DOI: 10.1615/HeatTransRes.v41.i5.10
pages 493-508

Influence of Torsion on the Laminar Flow and Convective Heat Transfer in Coiled Tubes Arranged in a Rectangular Pattern

I. Conte
Laboratory of Phase Change and Interfacial Transport Phenomena, Department of Thermal Engineering, Tsinghua University, Beijing 100084
Xiao-Feng Peng
Laboratory of Phase Change and Interfacial Transport Phenomena, Department of Thermal Engineering, Tsinghua University, Beijing 100084
Antonio Campo
Department of Mechanical Engineering, The University of Vermont, Burlington, VT 05405, USA

要約

A detailed numerical investigation has been undertaken to understand the intricacies of laminar forced flows with convective heat transfer inside coiled tubes of circular cross section. The coiled tubes consist of two straight parts and two bends which are arranged in a rectangular pattern. The laminar flows are characterized by three different Reynolds numbers: Re = 300, 700, and 1400. Computer simulations to calculate the laminar velocity and temperature fields were performed for four coiled tubes having different bend torsion ratios.
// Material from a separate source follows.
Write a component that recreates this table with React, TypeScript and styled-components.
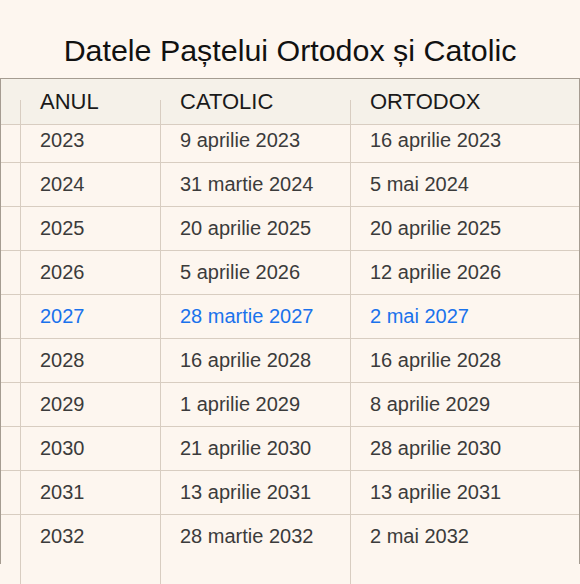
import React from 'react';
import styled, { createGlobalStyle } from 'styled-components';

const GlobalStyle = createGlobalStyle`
    html, body {
        margin: 0;
        padding: 0;
        background: #fdf6ef;
        font-family: "Liberation Sans", Arial, sans-serif;
    }
    body {
        overflow: hidden;
    }
`;

interface EasterRow {
    year: number;
    catholic: string;
    orthodox: string;
}

const ROWS: EasterRow[] = [
    { year: 2023, catholic: '9 aprilie 2023', orthodox: '16 aprilie 2023' },
    { year: 2024, catholic: '31 martie 2024', orthodox: '5 mai 2024' },
    { year: 2025, catholic: '20 aprilie 2025', orthodox: '20 aprilie 2025' },
    { year: 2026, catholic: '5 aprilie 2026', orthodox: '12 aprilie 2026' },
    { year: 2027, catholic: '28 martie 2027', orthodox: '2 mai 2027' },
    { year: 2028, catholic: '16 aprilie 2028', orthodox: '16 aprilie 2028' },
    { year: 2029, catholic: '1 aprilie 2029', orthodox: '8 aprilie 2029' },
    { year: 2030, catholic: '21 aprilie 2030', orthodox: '28 aprilie 2030' },
    { year: 2031, catholic: '13 aprilie 2031', orthodox: '13 aprilie 2031' },
    { year: 2032, catholic: '28 martie 2032', orthodox: '2 mai 2032' },
];

const HIGHLIGHT_YEAR = 2027;

export default function App() {
    return (
        <Page>
            <GlobalStyle />
            <Title>Datele Paștelui Ortodox și Catolic</Title>
            <TableBox>
                <HeaderRow>
                    <HeaderCell $first />
                    <HeaderCell>ANUL</HeaderCell>
                    <HeaderCell>CATOLIC</HeaderCell>
                    <HeaderCell>ORTODOX</HeaderCell>
                </HeaderRow>
                {ROWS.map((row, index) => {
                    const last = index === ROWS.length - 1;
                    const active = row.year === HIGHLIGHT_YEAR;
                    return (
                        <BodyRow key={row.year} $last={last}>
                            <Cell $first $active={active} />
                            <Cell $active={active}>{row.year}</Cell>
                            <Cell $active={active}>{row.catholic}</Cell>
                            <Cell $active={active}>{row.orthodox}</Cell>
                        </BodyRow>
                    );
                })}
            </TableBox>
        </Page>
    );
}

const Page = styled.div`
    width: 580px;
    height: 584px;
    overflow: hidden;
`;

const Title = styled.h1`
    margin: 0;
    padding: 33px 0 11px;
    font-size: 30.4px;
    line-height: 34px;
    font-weight: 400;
    color: #111111;
    text-align: center;
`;

const TableBox = styled.div`
    box-sizing: border-box;
    width: 580px;
    height: 486px;
    border: 1px solid #a59c91;
    border-bottom: none;
`;

const gridColumns = `
    display: grid;
    grid-template-columns: 19px 140px 190px 1fr;
`;

const HeaderRow = styled.div`
    ${gridColumns};
    position: relative;
    z-index: 1;
    height: 45px;
    margin-bottom: -6px;
    background: #f5f1e9;
    border-bottom: 1px solid #d8cdc1;
`;

const HeaderCell = styled.div<{ $first?: boolean }>`
    position: relative;
    display: flex;
    align-items: center;
    padding-left: ${({ $first }) => ($first ? 0 : 20)}px;
    font-size: 22px;
    color: #1a1a1a;

    &::before {
        content: '';
        display: ${({ $first }) => ($first ? 'none' : 'block')};
        position: absolute;
        left: 0;
        top: 21px;
        bottom: 0;
        width: 1px;
        background: #d8cdc1;
    }
`;

const BodyRow = styled.div<{ $last?: boolean }>`
    ${gridColumns};
    height: ${({ $last }) => ($last ? 90 : 43)}px;
    border-bottom: ${({ $last }) => ($last ? 'none' : '1px solid #d8cdc1')};
`;

const Cell = styled.div<{ $first?: boolean; $active?: boolean }>`
    display: flex;
    align-items: flex-start;
    padding-left: ${({ $first }) => ($first ? 0 : 19)}px;
    border-left: ${({ $first }) => ($first ? 'none' : '1px solid #d8cdc1')};
    font-size: 20px;
    line-height: 43px;
    color: ${({ $active }) => ($active ? '#1a72ec' : '#3b3b3b')};
`;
Compared to the coiled tubes near the entrance of the first bend, the rotation experienced by the fluid motion due to torsion is less significant in the second bend. This behavior is attributable to the flow redevelopment in the upstream straight tube. The numerical results demonstrate a vigorous fluid rotation for flows possessing higher velocities whose magnitudes are given by Re = 700 and 1400. The flow path in the bend is representative of a typical flow near the entrance region of a helically coiled tube. The numerical predictions agree well with those results generated by numerical computations and experimental observations. Overall, the heat transfer coefficient decreases with increments in the bend torsion; this behavior is caused primarily by the weakening in the secondary flows.